Both projects require money. Timmons says that “tanking” a Q200 and running tests on a single aircraft could cost around $4 million. Aero Union would like to collaborate with the Forest Service in studying the S-3 Viking. Both companies hope the federal government chips in, but that money has not been forthcoming from the Forest Service or any other government agency. “We traditionally rely on commercial vendors to provide that [design and test work],” says the Forest Service’s Larry Brosnan. “We don’t have any plans right now to do any testing of commercial aircraft.”

That hands-off attitude frustrates air tanker operators. A single airplane may pull in more than $1 million in revenue during a busy season, but without firefighting contracts, these aircraft have few uses. Says Hank Moore, who operates three DC-7 retardant tankers out of Oregon and has been in the business since 1960: “You just can’t spend millions of dollars unless you know in advance there will be a profitable use for the airplane. And right now the Forest Service just hasn’t been clear on what they want us to do.”

The lack of urgency is due in part to the fact that multi-engine tankers don’t dominate aerial firefighting as they did in the 1960s and 1970s. “Heavy tankers provide a very small portion of retardant delivery,” says Brosnan. “It used to be about 20 percent, and that’s when we had a lot of air tankers. Today, helicopters are pretty much the workhorse.” Indeed, the vast majority of the nearly 800 firefighting aircraft on tap for this year’s fire season are helos and small fixed-wing aircraft.

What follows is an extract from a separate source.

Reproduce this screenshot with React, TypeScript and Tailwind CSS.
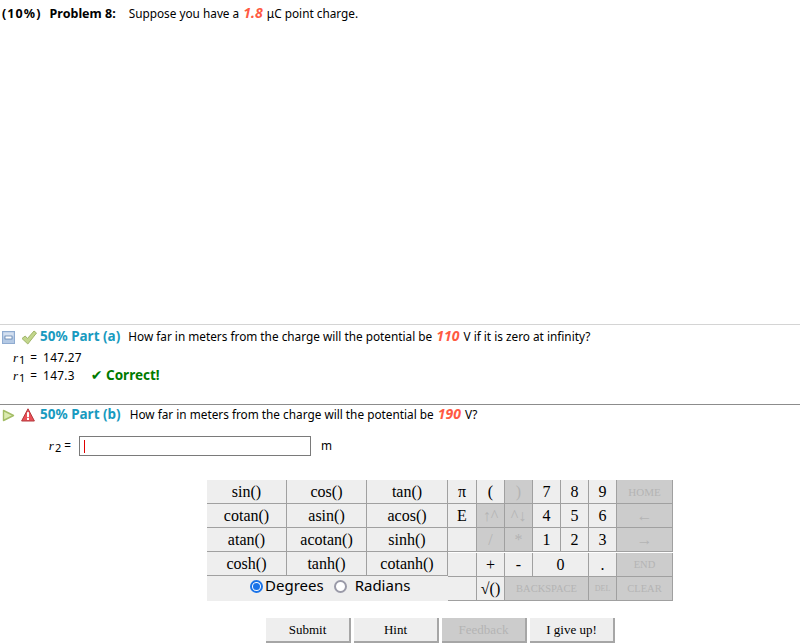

So the multi-engine tanker fleet continues to dwindle, but the big craft are not going to disappear completely; they can still do what helicopters and smaller airplanes cannot. “Back when there were more tankers, we really relied on them, and we’re hoping that the aerial firefighting companies can start developing new aircraft soon,” says Rod Nichols, a spokesperson for Oregon’s Department of Forestry.